Cape Breton Post

School board will welcome refugee students

- BY LAURA JEAN GRANT ljgrant@cbpost.com

While details are few at this point, Cape Breton-Victoria Regional School Board officials are preparing for the possibilit­y of welcoming Syrian refugee students.

Cathy Viva, acting director of programs and students services with the board, said they haven’t been given any indication of how many Syrian refugee students may be coming into their system, or when. But the board is well aware of community efforts to bring up to 100 families to Cape Breton under the federally-sponsored refugee initiative.

“We’re certainly looking forward to having students and we’re expecting that we will,” said Viva.

Viva said they’re depending on government and community partners to give them as much of a heads-up as possible about the number of refugee students that may be entering schools in the Cape Breton-Victoria board in the months ahead.

“Certainly if we heard that there was a large number coming we would have to regroup and look at the resources that we have and direct them where they need to be,” she said.

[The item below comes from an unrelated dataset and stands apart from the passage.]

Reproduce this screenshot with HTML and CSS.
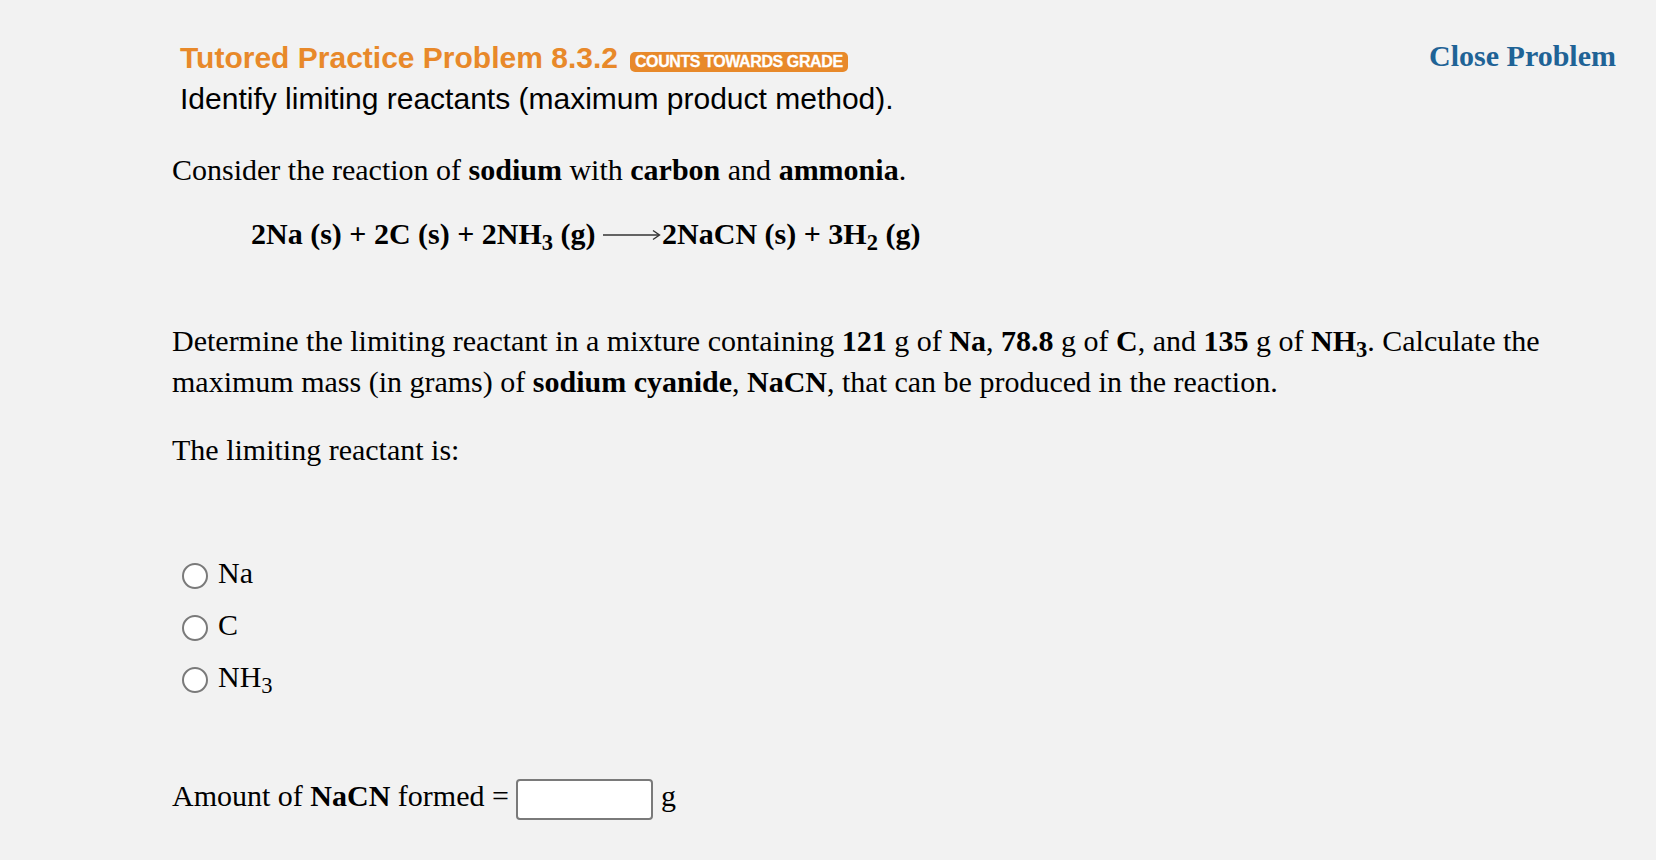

Viva said many board employees do have lots of experience working with and educating students who have little to no English.

“We’ve had quite an increase in the number of landed immigrant families in our area in the past couple of years and we have an internatio­nal student program, the Nova Scotia Internatio­nal Student Program, and our numbers with that have also increased over the past couple of years,” she said, noting, “We welcome students from 38 countries and they come to us generally in September and in February and they stay from three months to six months to a year, up to three years.”

Viva said English as Additional Language (EAL) supports would be put in place for any Syrian refugee students who come into their system.

“Our EAL teachers assist classroom teachers and school staff with supporting the student throughout the school day,” explained Viva. “And they also do direct teaching with them and it’s to build that vocabulary as quickly as they can, with meaning, because they may get the words but if they don’t know what the words mean, it’s really hard for them to be able to participat­e in school.”